Real-World Application: A container consistently using less than half of its allocated resources may indicate an opportunity to reduce its resource limits, thereby freeing up resources for other workloads.
✨ Actionable Tip: Regularly review this dashboard to ensure you're making the most of your Kubernetes cluster's resources. Over time, this will help reduce costs by rightsizing your workloads.
Customizable Monitoring:
Scoutflo allows you to create custom dashboards within Grafana, enabling you to tailor your monitoring experience based on your organization's specific requirements.
Benefits of Grafana Integration:
Actionable Insights: Gain real-time and historical insights into applications and infrastructure health, allowing proactive troubleshooting.
Improved Observability: Visualize a comprehensive view of your deployments with various metrics presented in intuitive dashboards.
The Value Proposition of Monitoring Dashboards in Scoutflo Deploy
Scoutflo's integrated monitoring solution significantly reduces the probability of errors and increases productivity by providing clear, actionable insights:
Reduced Troubleshooting Time: Identify and resolve issues faster with centralized visibility into infrastructure and application health, reducing Mean Time to Resolution (MTTR).
Proactive Alerts: Stay ahead of potential issues with real-time alerts, ensuring rapid response and preventing downtime.
Enhanced Collaboration: Unified dashboards offer transparency across teams, enabling cross-functional collaboration between DevOps, developers, and finance teams.

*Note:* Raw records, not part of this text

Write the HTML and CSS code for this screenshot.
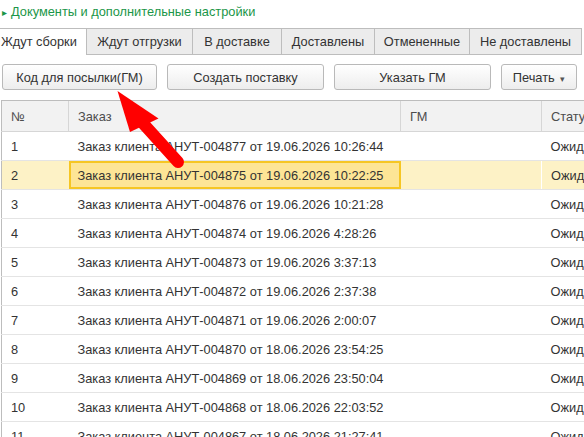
FILE: index.html
```html
<!DOCTYPE html>
<html lang="ru">
<head>
  <meta charset="UTF-8">
  <title>Документы</title>
  <link rel="stylesheet" href="styles.css">
</head>
<body>
  <div class="page">
    <div class="section-title"><span class="marker">&#9656;</span>Документы и дополнительные настройки</div>

    <div class="tabs">
      <div class="tab active">Ждут сборки</div>
      <div class="tab">Ждут отгрузки</div>
      <div class="tab">В доставке</div>
      <div class="tab">Доставлены</div>
      <div class="tab">Отмененные</div>
      <div class="tab">Не доставлены</div>
    </div>

    <div class="toolbar">
      <button class="btn btn-code">Код для посылки(ГМ)</button>
      <button class="btn btn-mid">Создать поставку</button>
      <button class="btn btn-mid">Указать ГМ</button>
      <button class="btn btn-print">Печать <span class="caret">&#9662;</span></button>
    </div>

    <table class="grid">
      <colgroup>
        <col class="c-num"><col class="c-order"><col class="c-gm"><col class="c-status">
      </colgroup>
      <thead>
        <tr><th>№</th><th>Заказ</th><th>ГМ</th><th>Статус</th></tr>
      </thead>
      <tbody>
        <tr><td>1</td><td>Заказ клиента АНУТ-004877 от 19.06.2026 10:26:44</td><td></td><td>Ожидает</td></tr>
        <tr class="selected"><td>2</td><td class="current">Заказ клиента АНУТ-004875 от 19.06.2026 10:22:25</td><td></td><td>Ожидает</td></tr>
        <tr><td>3</td><td>Заказ клиента АНУТ-004876 от 19.06.2026 10:21:28</td><td></td><td>Ожидает</td></tr>
        <tr><td>4</td><td>Заказ клиента АНУТ-004874 от 19.06.2026 4:28:26</td><td></td><td>Ожидает</td></tr>
        <tr><td>5</td><td>Заказ клиента АНУТ-004873 от 19.06.2026 3:37:13</td><td></td><td>Ожидает</td></tr>
        <tr><td>6</td><td>Заказ клиента АНУТ-004872 от 19.06.2026 2:37:38</td><td></td><td>Ожидает</td></tr>
        <tr><td>7</td><td>Заказ клиента АНУТ-004871 от 19.06.2026 2:00:07</td><td></td><td>Ожидает</td></tr>
        <tr><td>8</td><td>Заказ клиента АНУТ-004870 от 18.06.2026 23:54:25</td><td></td><td>Ожидает</td></tr>
        <tr><td>9</td><td>Заказ клиента АНУТ-004869 от 18.06.2026 23:50:04</td><td></td><td>Ожидает</td></tr>
        <tr><td>10</td><td>Заказ клиента АНУТ-004868 от 18.06.2026 22:03:52</td><td></td><td>Ожидает</td></tr>
        <tr><td>11</td><td>Заказ клиента АНУТ-004867 от 18.06.2026 21:27:41</td><td></td><td>Ожидает</td></tr>
      </tbody>
    </table>

    <!-- pointer drawn on top of the toolbar -->
    <svg class="pointer" width="584" height="437" viewBox="0 0 584 437">
      <line x1="178" y1="162" x2="140" y2="120" stroke="#ff0000" stroke-width="12" stroke-linecap="round"/>
      <polygon points="117.5,91 158.5,118.5 130,132" fill="#ff0000"/>
    </svg>
  </div>
</body>
</html>
```

FILE: styles.css
```css
html, body {
  margin: 0;
  padding: 0;
}
body {
  width: 584px;
  height: 437px;
  overflow: hidden;
  background: #fff;
  font-family: "Liberation Sans", Arial, sans-serif;
  font-size: 12.8px;
  color: #333;
}
.page {
  position: relative;
  width: 584px;
  height: 437px;
  overflow: hidden;
}
.section-title {
  height: 28px;
  box-sizing: border-box;
  padding: 4px 0 0 2px;
  color: #1a9648;
  line-height: 16px;
}
.marker {
  display: inline-block;
  width: 9px;
  font-size: 10px;
}
.tabs {
  display: flex;
  height: 27px;
}
.tab {
  box-sizing: border-box;
  height: 27px;
  line-height: 25px;
  text-align: center;
  background: #ececec;
  border: 1px solid #bdbdbd;
  border-left: none;
  white-space: nowrap;
  color: #333;
}
.tab:nth-child(2) { width: 106px; }
.tab:nth-child(3) { width: 89px; }
.tab:nth-child(4) { width: 93px; }
.tab:nth-child(5) { width: 95px; }
.tab:nth-child(6) { width: 112px; }
.tab.active {
  width: 87px;
  text-align: left;
  background: #fff;
  border-bottom: none;
  padding-left: 1px;
}
.toolbar {
  display: flex;
  gap: 10px;
  padding: 9px 0 0 2px;
  height: 26px;
}
.btn {
  box-sizing: border-box;
  height: 26px;
  padding: 0;
  border: 1px solid #b9b9b9;
  border-radius: 3px;
  background: linear-gradient(#ffffff, #ededed);
  font-family: inherit;
  font-size: 12.8px;
  color: #333;
}
.btn-code { width: 155px; }
.btn-mid { width: 157px; }
.btn-print { width: 76px; }
.caret {
  font-size: 9px;
  color: #555;
  margin-left: 2px;
}
.grid {
  margin: 10px 0 0 1px;
  border-collapse: collapse;
  table-layout: fixed;
  width: 689px;
}
.c-num { width: 67px; }
.c-order { width: 332px; }
.c-gm { width: 141px; }
.c-status { width: 149px; }
.grid th {
  height: 30px;
  padding: 0 9px;
  text-align: left;
  font-weight: normal;
  color: #4d4d4d;
  background: #f2f2f2;
  border-top: 1px solid #bdbdbd;
  border-bottom: 1px solid #d6d6d6;
  border-left: 1px solid #d6d6d6;
}
.grid th:first-child {
  border-left: 1px solid #bdbdbd;
}
.grid td {
  height: 28px;
  padding: 0 9px;
  white-space: nowrap;
  overflow: hidden;
  border-bottom: 1px solid #e4e4e4;
}
.grid td:first-child {
  border-left: 1px solid #bdbdbd;
}
.grid tr.selected td {
  background: #fdf2c6;
}
.grid tr.selected td:nth-child(3) {
  border-right: 1px solid #fff;
}
.grid tr.selected td.current {
  background: #fde596;
  box-shadow: inset 0 0 0 2px #f6c623;
}
.pointer {
  position: absolute;
  left: 0;
  top: 0;
  pointer-events: none;
}
```
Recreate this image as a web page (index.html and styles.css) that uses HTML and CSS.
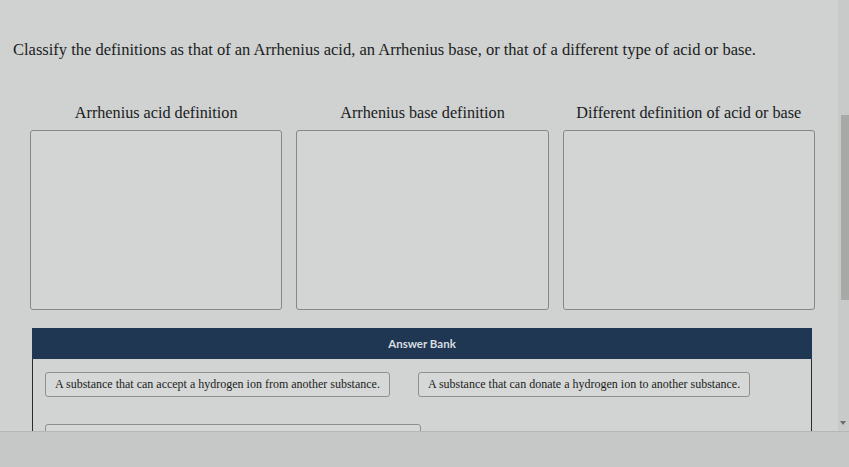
FILE: index.html
```html
<!DOCTYPE html>
<html lang="en">
<head>
  <meta charset="UTF-8">
  <title>Classify the definitions</title>
  <link rel="stylesheet" href="styles.css">
</head>
<body>
  <div class="window">
    <main class="content">
      <p class="prompt">Classify the definitions as that of an Arrhenius acid, an Arrhenius base, or that of a different type of acid or base.</p>

      <section class="bins">
        <div class="bin">
          <h3 class="bin-label">Arrhenius acid definition</h3>
          <div class="drop"></div>
        </div>
        <div class="bin">
          <h3 class="bin-label">Arrhenius base definition</h3>
          <div class="drop"></div>
        </div>
        <div class="bin">
          <h3 class="bin-label">Different definition of acid or base</h3>
          <div class="drop"></div>
        </div>
      </section>

      <section class="bank">
        <div class="bank-head">Answer Bank</div>
        <div class="bank-body">
          <div class="chip">A substance that can accept a hydrogen ion from another substance.</div>
          <div class="chip">A substance that can donate a hydrogen ion to another substance.</div>
          <div class="chip">A substance that increases the concentration of hydroxide ions in solution.</div>
        </div>
      </section>
    </main>
    <div class="scrollbar">
      <div class="thumb"></div>
      <span class="arrow"></span>
    </div>
  </div>
  <div class="below"></div>
</body>
</html>
```

FILE: styles.css
```css
body {
  margin: 0;
  background: #c5c8c6;
  font-family: "Liberation Serif", "Times New Roman", serif;
  color: #1b1c1d;
}
.window {
  height: 431px;
  display: flex;
  background: #cfd2d1;
  overflow: hidden;
  box-shadow: 0 1px 0 #b4b7b5;
}
.content {
  flex: 1;
  padding: 0 23px 0 30px;
  overflow: hidden;
}
.prompt {
  margin: 41px 0 0 -17px;
  font-size: 16.5px;
  line-height: 18px;
  white-space: nowrap;
}
.bins {
  margin-top: 45px;
  display: grid;
  grid-template-columns: repeat(3, 1fr);
  gap: 14px;
}
.bin-label {
  margin: 0 0 8px;
  font-weight: normal;
  font-size: 16.2px;
  line-height: 18px;
  text-align: center;
}
.drop {
  height: 178px;
  border: 1px solid #858887;
  border-radius: 3px;
  background: #d2d5d4;
}
.bank {
  margin: 18px 3px 0 2px;
}
.bank-head {
  height: 31px;
  background: #1f3752;
  color: #d9dde0;
  font-family: Lato, "Open Sans", sans-serif;
  font-weight: bold;
  font-size: 11.5px;
  line-height: 31px;
  text-align: center;
}
.bank-body {
  border-left: 1px solid #2a2c2d;
  border-right: 1px solid #2a2c2d;
  background: #d1d4d2;
  padding: 13px 12px 0;
  display: flex;
  flex-wrap: wrap;
  column-gap: 28px;
  row-gap: 27px;
}
.chip {
  padding: 0 9px;
  height: 23px;
  line-height: 23px;
  border: 1px solid #8d908f;
  border-radius: 3px;
  background: #d5d8d6;
  font-size: 12px;
  white-space: nowrap;
}
.scrollbar {
  width: 11px;
  background: #c8cac9;
  display: flex;
  flex-direction: column;
  align-items: flex-end;
}
.thumb {
  margin-top: 115px;
  width: 8px;
  height: 185px;
  background: #a6a9a6;
}
.arrow {
  margin: auto 3px 6px 0;
  width: 0;
  height: 0;
  border-left: 3px solid transparent;
  border-right: 3px solid transparent;
  border-top: 4px solid #6b6e6d;
}
.below {
  height: 36px;
}
```
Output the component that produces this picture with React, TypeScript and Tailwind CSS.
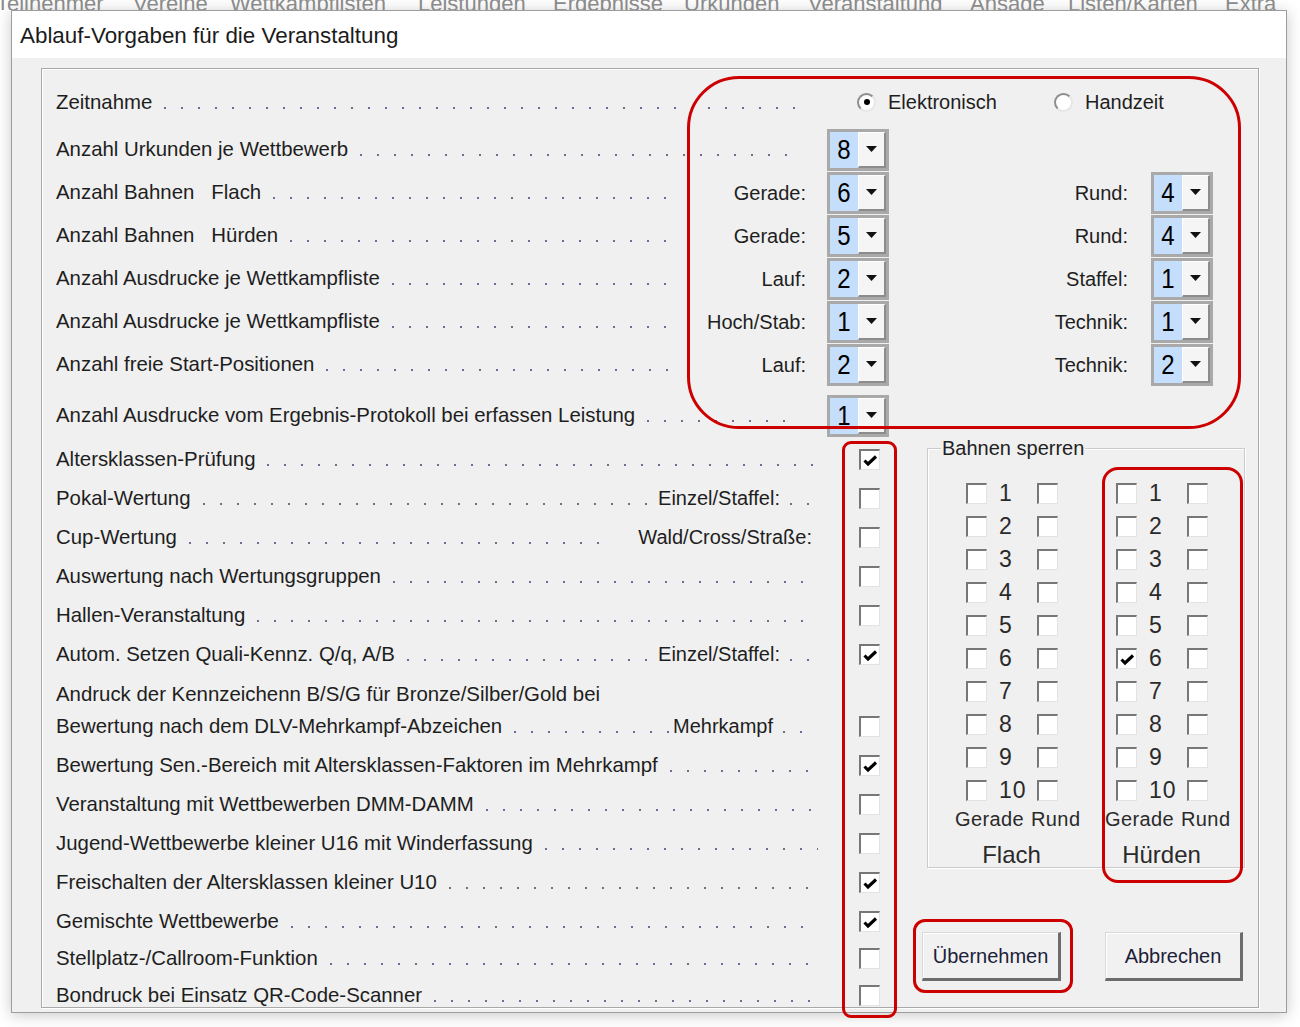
import React from "react";

type TopRowProps = {
  label: string;
  extra?: string;
  sub?: string;
  value: string;
  rightLabel?: string;
  rightValue?: string;
};

type CheckRowProps = {
  label: string;
  sub?: string;
  kind?: "trail" | "plain" | "mehr";
  checked?: boolean;
  h?: string;
};

const menuItems = [
  { label: "Teilnehmer", w: "w-[137px]" },
  { label: "Vereine", w: "w-[97px]" },
  { label: "Wettkampflisten", w: "w-[188px]" },
  { label: "Leistungen", w: "w-[135px]" },
  { label: "Ergebnisse", w: "w-[131px]" },
  { label: "Urkunden", w: "w-[124px]" },
  { label: "Veranstaltung", w: "w-[162px]" },
  { label: "Ansage", w: "w-[98px]" },
  { label: "Listen/Karten", w: "w-[157px]" },
  { label: "Extra", w: "w-[80px]" },
];

const topRows: TopRowProps[] = [
  { label: "Anzahl Urkunden je Wettbewerb", value: "8" },
  { label: "Anzahl Bahnen", extra: "Flach", sub: "Gerade:", value: "6", rightLabel: "Rund:", rightValue: "4" },
  { label: "Anzahl Bahnen", extra: "Hürden", sub: "Gerade:", value: "5", rightLabel: "Rund:", rightValue: "4" },
  { label: "Anzahl Ausdrucke je Wettkampfliste", sub: "Lauf:", value: "2", rightLabel: "Staffel:", rightValue: "1" },
  { label: "Anzahl Ausdrucke je Wettkampfliste", sub: "Hoch/Stab:", value: "1", rightLabel: "Technik:", rightValue: "1" },
  { label: "Anzahl freie Start-Positionen", sub: "Lauf:", value: "2", rightLabel: "Technik:", rightValue: "2" },
];

const lanes = [1, 2, 3, 4, 5, 6, 7, 8, 9, 10];

const Dots = ({ className = "" }: { className?: string }) => (
  <div
    className={`h-[2px] mt-[12px] bg-[linear-gradient(90deg,#7b6891_0_2px,transparent_2px)] bg-[length:17px_2px] ${className}`}
  />
);

const Combo = ({ value }: { value: string }) => (
  <div className="w-[62px] h-[42px] flex border-[3px] border-[#a9a9a9] bg-white">
    <div className="w-[28px] bg-[#c4defc] flex items-center justify-center text-[24px] text-black">
      <span className="inline-block scale-y-[1.15]">{value}</span>
    </div>
    <div className="flex-1 flex items-center justify-center bg-[#f5f5f5] border-t border-l border-t-white border-l-white border-b-2 border-r-2 border-b-[#8c8c8c] border-r-[#8c8c8c]">
      <svg width="11" height="6" viewBox="0 0 11 6">
        <path d="M0 0h11L5.5 6z" fill="#111" />
      </svg>
    </div>
  </div>
);

const Radio = ({ checked }: { checked?: boolean }) => (
  <span className="w-[19px] h-[19px] shrink-0 rounded-full flex items-center justify-center bg-white border-2 border-t-[#8d8d8d] border-l-[#8d8d8d] border-b-[#e6e6e6] border-r-[#e6e6e6]">
    {checked && <span className="w-[6px] h-[6px] rounded-full bg-black" />}
  </span>
);

const Check = ({ checked }: { checked?: boolean }) => (
  <span className="w-[21px] h-[21px] shrink-0 flex items-center justify-center bg-white border-t-2 border-l-2 border-t-[#777777] border-l-[#777777] border-b border-r border-b-[#e3e3e3] border-r-[#e3e3e3]">
    {checked && (
      <svg width="15" height="13" viewBox="0 0 15 13" className="mt-[1px]">
        <path d="M1.5 6.5 L5 10 L13 2.5" fill="none" stroke="#000" strokeWidth="3.1" />
      </svg>
    )}
  </span>
);

const TopRow = ({ label, extra, sub, value, rightLabel, rightValue }: TopRowProps) => (
  <div className="h-[43px] flex items-center">
    <div className={sub ? "w-[614px] flex items-center" : "w-[739px] flex items-center"}>
      <span className="whitespace-nowrap">{label}</span>
      {extra && <span className="ml-[17px] whitespace-nowrap">{extra}</span>}
      <Dots className="flex-1 ml-[12px]" />
    </div>
    {sub ? (
      <>
        <span className="w-[136px] text-right text-[20px]">{sub}</span>
        <div className="ml-[21px]">
          <Combo value={value} />
        </div>
        <span className="w-[239px] text-right text-[20px]">{rightLabel}</span>
        <div className="ml-[23px]">
          <Combo value={rightValue ?? ""} />
        </div>
      </>
    ) : (
      <div className="ml-[32px]">
        <Combo value={value} />
      </div>
    )}
  </div>
);

const CheckRow = ({ label, sub, kind, checked, h = "h-[39px]" }: CheckRowProps) => (
  <div className={`${h} flex items-center`}>
    <div className="w-[770px] flex items-center">
      <span className="whitespace-nowrap">{label}</span>
      {kind === "plain" ? (
        <Dots className="flex-1 ml-[12px] mr-[24px]" />
      ) : (
        <Dots className={sub ? "flex-1 ml-[12px]" : "flex-1 ml-[12px] mr-[8px]"} />
      )}
      {sub && <span className="whitespace-nowrap text-[20px]">{sub}</span>}
      {kind === "trail" && <Dots className="w-[32px] ml-[10px] mr-[4px]" />}
      {kind === "plain" && <span className="w-[14px]" />}
      {kind === "mehr" && <Dots className="w-[26px] ml-[10px] mr-[17px]" />}
    </div>
    <div className="ml-[33px]">
      <Check checked={checked} />
    </div>
  </div>
);

const LaneBlock = ({ n, left }: { n: number; left?: boolean }) => (
  <div className="flex items-center">
    <Check checked={left} />
    <span className="ml-[12px] w-[38px] text-[23px] text-[#2a2a2a] tracking-[1px]">{n}</span>
    <Check />
  </div>
);

const WinButton = ({ children, w }: { children: React.ReactNode; w: string }) => (
  <button
    className={`${w} h-[49px] bg-[#f1f1f1] text-[20px] text-[#1c2139] border-t border-l border-t-[#d9d9d9] border-l-[#d9d9d9] border-b-[3px] border-r-[3px] border-b-[#6c6c6c] border-r-[#6c6c6c] shadow-[inset_1px_1px_0_#ffffff]`}
  >
    {children}
  </button>
);

export default function App() {
  return (
    <div className="relative w-[1300px] h-[1027px] overflow-hidden bg-white font-['Liberation_Sans',Arial,sans-serif] text-[#1e1e1e]">
      {/* menu bar behind the dialog */}
      <div className="h-[10px] overflow-hidden">
        <div className="flex -mt-[13px] -ml-[4px] text-[22px] text-[#8a8a8a] whitespace-nowrap">
          {menuItems.map((m) => (
            <span key={m.label} className={`${m.w} shrink-0`}>
              {m.label}
            </span>
          ))}
        </div>
      </div>

      {/* dialog */}
      <div className="ml-[11px] w-[1276px] h-[1003px] flex flex-col border border-[#9d9d9d] shadow-[0_2px_14px_rgba(0,0,0,0.22)]">
        <div className="h-[47px] shrink-0 bg-white flex items-center pl-[8px] pt-[2px] text-[22.4px] text-[#1b1b1b]">
          Ablauf-Vorgaben für die Veranstaltung
        </div>
        <div className="flex-1 bg-[#f0f0f0] pt-[10px] pl-[29px] pr-[27px]">
          <div className="h-[940px] border border-[#a9a9a9] shadow-[inset_1px_1px_0_#ffffff,1px_1px_0_#ffffff] pt-[15px] pl-[14px] text-[20.4px]">
            {/* Zeitnahme */}
            <div className="h-[36px] flex items-center">
              <div className="w-[739px] flex items-center">
                <span>Zeitnahme</span>
                <Dots className="flex-1 ml-[12px]" />
              </div>
              <div className="ml-[62px] flex items-center text-[20px]">
                <Radio checked />
                <span className="ml-[12px]">Elektronisch</span>
              </div>
              <div className="ml-[57px] flex items-center text-[20px]">
                <Radio />
                <span className="ml-[12px]">Handzeit</span>
              </div>
            </div>

            <div className="mt-[8px]">
              {topRows.map((r, i) => (
                <TopRow key={i} {...r} />
              ))}
            </div>

            <div className="mt-[8px]">
              <TopRow label="Anzahl Ausdrucke vom Ergebnis-Protokoll bei erfassen Leistung" value="1" />
            </div>

            {/* lower part */}
            <div className="mt-[3px] flex">
              <div className="w-[824px] shrink-0">
                <CheckRow label="Altersklassen-Prüfung" checked />
                <CheckRow label="Pokal-Wertung" sub="Einzel/Staffel:" kind="trail" />
                <CheckRow label="Cup-Wertung" sub="Wald/Cross/Straße:" kind="plain" />
                <CheckRow label="Auswertung nach Wertungsgruppen" />
                <CheckRow label="Hallen-Veranstaltung" />
                <CheckRow label="Autom. Setzen Quali-Kennz. Q/q, A/B" sub="Einzel/Staffel:" kind="trail" checked />
                <div className="mt-[4px] h-[32px] flex items-center">
                  Andruck der Kennzeichenn B/S/G für Bronze/Silber/Gold bei
                </div>
                <CheckRow label="Bewertung nach dem DLV-Mehrkampf-Abzeichen" sub="Mehrkampf" kind="mehr" h="h-[32px]" />
                <div className="mt-[4px]">
                  <CheckRow label="Bewertung Sen.-Bereich mit Altersklassen-Faktoren im Mehrkampf" checked />
                  <CheckRow label="Veranstaltung mit Wettbewerben DMM-DAMM" />
                  <CheckRow label="Jugend-Wettbewerbe kleiner U16 mit Winderfassung" />
                  <CheckRow label="Freischalten der Altersklassen kleiner U10" checked />
                  <CheckRow label="Gemischte Wettbewerbe" checked />
                  <CheckRow label="Stellplatz-/Callroom-Funktion" h="h-[35px]" />
                  <CheckRow label="Bondruck bei Einsatz QR-Code-Scanner" h="h-[38px]" />
                </div>
              </div>

              <div className="ml-[42px] w-[323px] shrink-0 pt-[8px]">
                <div className="ml-[5px] w-[318px] h-[420px] border border-[#cbcbcb] shadow-[inset_1px_1px_0_#ffffff,1px_1px_0_#ffffff]">
                  <div className="-mt-[13px] ml-[13px] w-fit px-[1px] bg-[#f0f0f0] text-[20px] leading-[24px] text-[#222]">
                    Bahnen sperren
                  </div>
                  <div className="mt-[17px]">
                    {lanes.map((n) => (
                      <div key={n} className="h-[33px] flex items-center pl-[38px]">
                        <LaneBlock n={n} />
                        <div className="ml-[58px]">
                          <LaneBlock n={n} left={n === 6} />
                        </div>
                      </div>
                    ))}
                  </div>
                  <div className="h-[24px] flex items-center pl-[27px] text-[20px] text-[#2a2a2a] tracking-[0.4px]">
                    <span className="w-[76px]">Gerade</span>
                    <span className="w-[74px]">Rund</span>
                    <span className="w-[76px]">Gerade</span>
                    <span>Rund</span>
                  </div>
                  <div className="mt-[9px] h-[30px] flex items-center pl-[38px] text-[24px] text-[#2a2a2a]">
                    <span className="w-[91px] text-center">Flach</span>
                    <span className="ml-[59px] w-[91px] text-center">Hürden</span>
                  </div>
                </div>

                <div className="mt-[64px] flex">
                  <WinButton w="w-[139px]">Übernehmen</WinButton>
                  <div className="ml-[44px]">
                    <WinButton w="w-[138px]">Abbrechen</WinButton>
                  </div>
                </div>
              </div>
            </div>
          </div>
        </div>
      </div>

      {/* red annotation marks lying over the screenshot */}
      <div className="pointer-events-none absolute left-[687px] top-[76px] w-[554px] h-[353px] rounded-[52px] border-[3px] border-[#cc0000]" />
      <div className="pointer-events-none absolute left-[842px] top-[441px] w-[55px] h-[577px] rounded-[9px] border-[3px] border-[#cc0000]" />
      <div className="pointer-events-none absolute left-[1102px] top-[467px] w-[141px] h-[416px] rounded-[16px] border-[3px] border-[#cc0000]" />
      <div className="pointer-events-none absolute left-[913px] top-[919px] w-[160px] h-[74px] rounded-[12px] border-[3px] border-[#cc0000]" />
    </div>
  );
}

Better Resource Planning: Utilize historical trends and insights to plan resource capacity, ensuring optimal infrastructure performance.
Compared to traditional Kubernetes monitoring setups, which require manual configuration of Prometheus, Grafana, and alerting rules, Scoutflo offers a plug-and-play solution with pre-configured dashboards and seamless integrations. This not only accelerates setup time but also ensures that you have access to industry best practices without needing advanced monitoring expertise.